- The Nature of the Beast (according to Susan McCarthy): I first met McCarthy via the Well, many years ago; later she sublet an office cube at Salon’s offices. She is a writer of deep knowledge and great wit; her specialty is writing about the ways of animals. This is her delightful new blog.
- Pentagon's Accounting Mess – Portfolio.com: Yet Another Federal Software Quagmire (cf. the IRS, the FBI, the FAA, etc.). An account of the Pentagon’s failure to upgrade its ancient mainframe-era accounting system; the tale unfolds in a building in Indianapolis the size of 28 football fields, and explains why the U.S. military cannot be audited. The Pentagon literally cannot tell you how much it has spent or what it has purchased. If you ran your family this way, they’d disown you.

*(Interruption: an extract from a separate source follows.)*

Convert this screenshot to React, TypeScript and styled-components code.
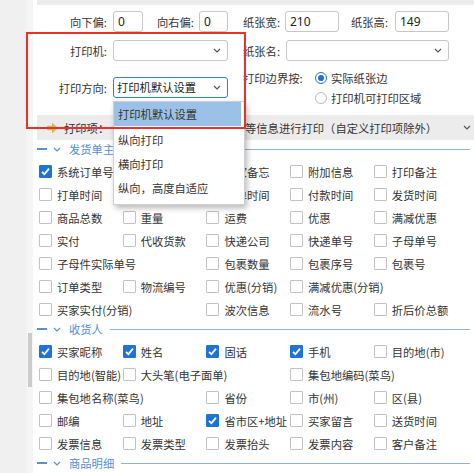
import React from 'react';
import styled, { createGlobalStyle } from 'styled-components';

const Global = createGlobalStyle`
  html, body { margin: 0; padding: 0; background: #fff; }
  body {
    font-family: "Noto Sans CJK SC", "Noto Sans", sans-serif;
    font-size: 11.3px;
    color: #333;
  }
  * { box-sizing: border-box; }
`;

const Page = styled.div`
  position: relative;
  display: flex;
  width: 474px;
  height: 473px;
  overflow: hidden;
  background: #fff;
`;

const SideStrip = styled.div`
  width: 27px;
  flex-shrink: 0;
  background: #f0f0f0;
`;

const ScrollTrack = styled.div`
  width: 6px;
  flex-shrink: 0;
  background: #f5f5f5;
  display: flex;
  flex-direction: column;
  padding-top: 333px;
`;

const ScrollThumb = styled.div`
  width: 4px;
  height: 54px;
  margin-left: 1px;
  background: #cbcbcb;
`;

const Main = styled.div`
  flex: 1;
  min-width: 0;
  display: flex;
  flex-direction: column;
  padding-left: 4px;
`;

const TopStrip = styled.div`
  height: 5px;
  background: #ececec;
`;

const FieldRow = styled.div<{ $mt: number }>`
  display: flex;
  align-items: center;
  height: 21px;
  margin-top: ${p => p.$mt}px;
`;

const Label = styled.span<{ $w: number; $align?: 'left' | 'right'; $pad: number }>`
  flex-shrink: 0;
  width: ${p => p.$w}px;
  text-align: ${p => p.$align ?? 'right'};
  ${p => (p.$align === 'left' ? `padding-left: ${p.$pad}px;` : `padding-right: ${p.$pad}px;`)}
  white-space: nowrap;
  line-height: 20px;
  color: #333;
`;

const TextInput = styled.div<{ $w: number }>`
  flex-shrink: 0;
  width: ${p => p.$w}px;
  height: 21px;
  border: 1px solid #c6c6c6;
  border-radius: 3px;
  padding: 0 4px;
  font-family: "Noto Sans", "Open Sans", sans-serif;
  font-size: 12px;
  line-height: 19px;
  color: #222;
  background: #fff;
`;

const SelectBox = styled.div<{ $w: number; $focused?: boolean }>`
  flex-shrink: 0;
  width: ${p => p.$w}px;
  height: 21px;
  border: 1px solid ${p => (p.$focused ? '#2f7de0' : '#c6c6c6')};
  border-radius: 3px;
  padding: 0 6px 0 3px;
  display: flex;
  align-items: center;
  justify-content: space-between;
  background: #fff;
  line-height: 19px;
  color: #222;
`;

const OptionsRow = styled.div`
  display: flex;
  align-items: flex-start;
  margin-top: 7px;
`;

const LeftGroup = styled.div`
  display: flex;
  align-items: center;
  padding-top: 9px;
`;

const RightGroup = styled.div`
  display: flex;
  align-items: flex-start;
`;

const RadioList = styled.div`
  display: flex;
  flex-direction: column;
`;

const RadioItem = styled.div`
  display: flex;
  align-items: center;
  gap: 4px;
  height: 20px;
`;

const RadioCircle = styled.span<{ $on?: boolean }>`
  width: 12px;
  height: 12px;
  border-radius: 50%;
  border: 1px solid ${p => (p.$on ? '#1f74d3' : '#b9b9b9')};
  background: #fff;
  display: flex;
  align-items: center;
  justify-content: center;
  &::after {
    content: '';
    width: 6px;
    height: 6px;
    border-radius: 50%;
    background: ${p => (p.$on ? '#1f74d3' : 'transparent')};
  }
`;

const GrayBar = styled.div`
  margin-top: 7px;
  height: 25px;
  background: #ececec;
  display: flex;
  align-items: center;
  padding: 0 3px 0 10px;
`;

const BarLabel = styled.span`
  margin-left: 6px;
  width: 45px;
  white-space: nowrap;
`;

const BarText = styled.span`
  margin-left: 136px;
  flex: 1;
  white-space: nowrap;
  overflow: hidden;
`;

const SectionHeader = styled.div<{ $mt: number }>`
  display: flex;
  align-items: center;
  height: 18px;
  margin-top: ${p => p.$mt}px;
  padding-right: 4px;
  color: #4f8fd6;
`;

const Dash = styled.span`
  width: 10px;
  height: 1.5px;
  background: #5a8fd2;
  flex-shrink: 0;
`;

const ChevronSlot = styled.span`
  margin-left: 6px;
  display: flex;
`;

const SectionTitle = styled.span`
  margin-left: 8px;
  white-space: nowrap;
`;

const SectionLine = styled.span`
  flex: 1;
  height: 1px;
  margin-left: 7px;
  background: #8db3dc;
`;

const Grid = styled.div<{ $mt: number }>`
  display: grid;
  grid-template-columns: repeat(5, 83.7px);
  grid-auto-rows: 23px;
  margin-left: 2px;
  margin-top: ${p => p.$mt}px;
`;

const Cell = styled.div`
  display: flex;
  align-items: center;
  gap: 5px;
  white-space: nowrap;
  overflow: visible;
  color: #333;
`;

const Box = styled.span<{ $on?: boolean }>`
  width: 13px;
  height: 13px;
  flex-shrink: 0;
  border: 1px solid ${p => (p.$on ? '#1f74d3' : '#c2c2c2')};
  background: ${p => (p.$on ? '#1f74d3' : '#fff')};
  border-radius: 1px;
  display: flex;
  align-items: center;
  justify-content: center;
`;

const Dropdown = styled.div`
  position: absolute;
  left: 113px;
  top: 101px;
  width: 132px;
  height: 104px;
  background: #fff;
  border: 1px solid #cfcfcf;
  box-shadow: 2px 3px 6px rgba(0, 0, 0, 0.28);
  padding: 0 3px 0 0;
  display: flex;
  flex-direction: column;
  z-index: 5;
`;

const DropItem = styled.div<{ $active?: boolean; $mt?: number }>`
  height: 24px;
  line-height: 24px;
  padding-left: 4px;
  margin-top: ${p => p.$mt ?? 0}px;
  background: ${p => (p.$active ? '#9bc2e6' : 'transparent')};
  color: #333;
  white-space: nowrap;
`;

const RedFrame = styled.div`
  position: absolute;
  left: 26px;
  top: 32px;
  width: 220px;
  height: 97px;
  border: 2px solid #e5322d;
  z-index: 6;
  pointer-events: none;
`;

const Chevron = ({ color = '#555' }: { color?: string }) => (
  <svg width="8" height="5" viewBox="0 0 8 5">
    <polyline points="1,1 4,4 7,1" fill="none" stroke={color} strokeWidth="1.2" />
  </svg>
);

const Check = () => (
  <svg width="11" height="11" viewBox="0 0 11 11">
    <polyline points="2,5.8 4.4,8.2 9,2.6" fill="none" stroke="#fff" strokeWidth="1.8" />
  </svg>
);

const ArrowIcon = () => (
  <svg width="11" height="10" viewBox="0 0 11 10">
    <polygon points="0.5,3.2 5.5,3.2 5.5,0.5 10.5,5 5.5,9.5 5.5,6.8 0.5,6.8" fill="#b3c95a" stroke="#d9a441" strokeWidth="0.8" />
  </svg>
);

type Item = { t: string; c?: boolean } | null;

const section1: Item[][] = [
  [{ t: '系统订单号', c: true }, null, { t: '卖家备忘' }, { t: '附加信息' }, { t: '打印备注' }],
  [{ t: '打单时间' }, null, { t: '下单时间' }, { t: '付款时间' }, { t: '发货时间' }],
  [{ t: '商品总数' }, { t: '重量' }, { t: '运费' }, { t: '优惠' }, { t: '满减优惠' }],
  [{ t: '实付' }, { t: '代收货款' }, { t: '快递公司' }, { t: '快递单号' }, { t: '子母单号' }],
  [{ t: '子母件实际单号' }, null, { t: '包裹数量' }, { t: '包裹序号' }, { t: '包裹号' }],
  [{ t: '订单类型' }, { t: '物流编号' }, { t: '优惠(分销)' }, { t: '满减优惠(分销)' }, null],
  [{ t: '买家实付(分销)' }, null, { t: '波次信息' }, { t: '流水号' }, { t: '折后价总额' }],
];

const section2: Item[][] = [
  [{ t: '买家昵称', c: true }, { t: '姓名', c: true }, { t: '固话', c: true }, { t: '手机', c: true }, { t: '目的地(市)' }],
  [{ t: '目的地(智能)' }, { t: '大头笔(电子面单)' }, null, { t: '集包地编码(菜鸟)' }, null],
  [{ t: '集包地名称(菜鸟)' }, null, { t: '省份' }, { t: '市(州)' }, { t: '区(县)' }],
  [{ t: '邮编' }, { t: '地址' }, { t: '省市区+地址', c: true }, { t: '买家留言' }, { t: '送货时间' }],
  [{ t: '发票信息' }, { t: '发票类型' }, { t: '发票抬头' }, { t: '发票内容' }, { t: '客户备注' }],
];

const CheckGrid = ({ rows, mt }: { rows: Item[][]; mt: number }) => (
  <Grid $mt={mt}>
    {rows.flat().map((it, i) =>
      it ? (
        <Cell key={i}>
          <Box $on={it.c}>{it.c && <Check />}</Box>
          <span>{it.t}</span>
        </Cell>
      ) : (
        <Cell key={i} />
      )
    )}
  </Grid>
);

const Section = ({ title, mt }: { title: string; mt: number }) => (
  <SectionHeader $mt={mt}>
    <Dash />
    <ChevronSlot>
      <Chevron color="#5a8fd2" />
    </ChevronSlot>
    <SectionTitle>{title}</SectionTitle>
    <SectionLine />
  </SectionHeader>
);

export default function App() {
  return (
    <>
      <Global />
      <Page>
        <SideStrip />
        <ScrollTrack>
          <ScrollThumb />
        </ScrollTrack>
        <Main>
          <TopStrip />
          <FieldRow $mt={6}>
            <Label $w={76} $pad={6}>向下偏:</Label>
            <TextInput $w={30}>0</TextInput>
            <Label $w={56} $pad={5}>向右偏:</Label>
            <TextInput $w={29}>0</TextInput>
            <Label $w={57} $align="left" $pad={15}>纸张宽:</Label>
            <TextInput $w={54}>210</TextInput>
            <Label $w={56} $align="left" $pad={12}>纸张高:</Label>
            <TextInput $w={54}>149</TextInput>
          </FieldRow>
          <FieldRow $mt={8}>
            <Label $w={76} $pad={6}>打印机:</Label>
            <SelectBox $w={115}>
              <span />
              <Chevron />
            </SelectBox>
            <Label $w={58} $align="left" $pad={15}>纸张名:</Label>
            <SelectBox $w={163}>
              <span />
              <Chevron />
            </SelectBox>
          </FieldRow>
          <OptionsRow>
            <LeftGroup>
              <Label $w={76} $pad={6}>打印方向:</Label>
              <SelectBox $w={115} $focused>
                <span>打印机默认设置</span>
                <Chevron />
              </SelectBox>
            </LeftGroup>
            <RightGroup>
              <Label $w={87} $align="left" $pad={15}>打印边界按:</Label>
              <RadioList>
                <RadioItem>
                  <RadioCircle $on />
                  <span>实际纸张边</span>
                </RadioItem>
                <RadioItem>
                  <RadioCircle />
                  <span>打印机可打印区域</span>
                </RadioItem>
              </RadioList>
            </RightGroup>
          </OptionsRow>
          <GrayBar>
            <ArrowIcon />
            <BarLabel>打印项：</BarLabel>
            <BarText>等信息进行打印（自定义打印项除外）</BarText>
            <Chevron />
          </GrayBar>
          <Section title="发货单主体" mt={0} />
          <CheckGrid rows={section1} mt={2} />
          <Section title="收货人" mt={-1} />
          <CheckGrid rows={section2} mt={2} />
          <Section title="商品明细" mt={-1} />
        </Main>
        <Dropdown>
          <DropItem $active>打印机默认设置</DropItem>
          <DropItem $mt={2}>纵向打印</DropItem>
          <DropItem>横向打印</DropItem>
          <DropItem>纵向，高度自适应</DropItem>
        </Dropdown>
        <RedFrame />
      </Page>
    </>
  );
}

- How the White House lost 5 million e-mails — Farhad Manjoo: Another tale of “upgrade failure.” The punchline here is that the Bush White House abandoned a Clinton-era automatic archiving system in favor of a manual system.
- Race Is On to Advance Software for Chips — John Markoff: Stanford, Berkeley and University of Illinois all plan labs to experiment with better ways to write code for multicore processors.
- Pursuing the Next Level of Artificial Intelligence – New York Times: Profile of computer scientist and Bayesian expert Daphne Koller:
“I find it distressing that the view of the field is that you sit in your office by yourself surrounded by old pizza boxes and cans of Coke, hacking away at the bowels of the Windows operating system,” she said. “I spend most of my time thinking about things like how does a cell work or how do we understand images in the world around us?”
- ongoing · Multi-Inflection-Point Alert: Tim Bray essay suggesting that everything in the software world is changing at once.
- Esquire Interview with Vint Cerf: “Over a period of a hundred or a thousand years, the probability of maintaining continuity of the software to interpret the old stuff is probably close to zero. Where would you find a projector for an 8mm film these days? …” (Actually, it’s still quite possible to do transfers of 8mm film today. Analog is more forgiving than digital in this way.)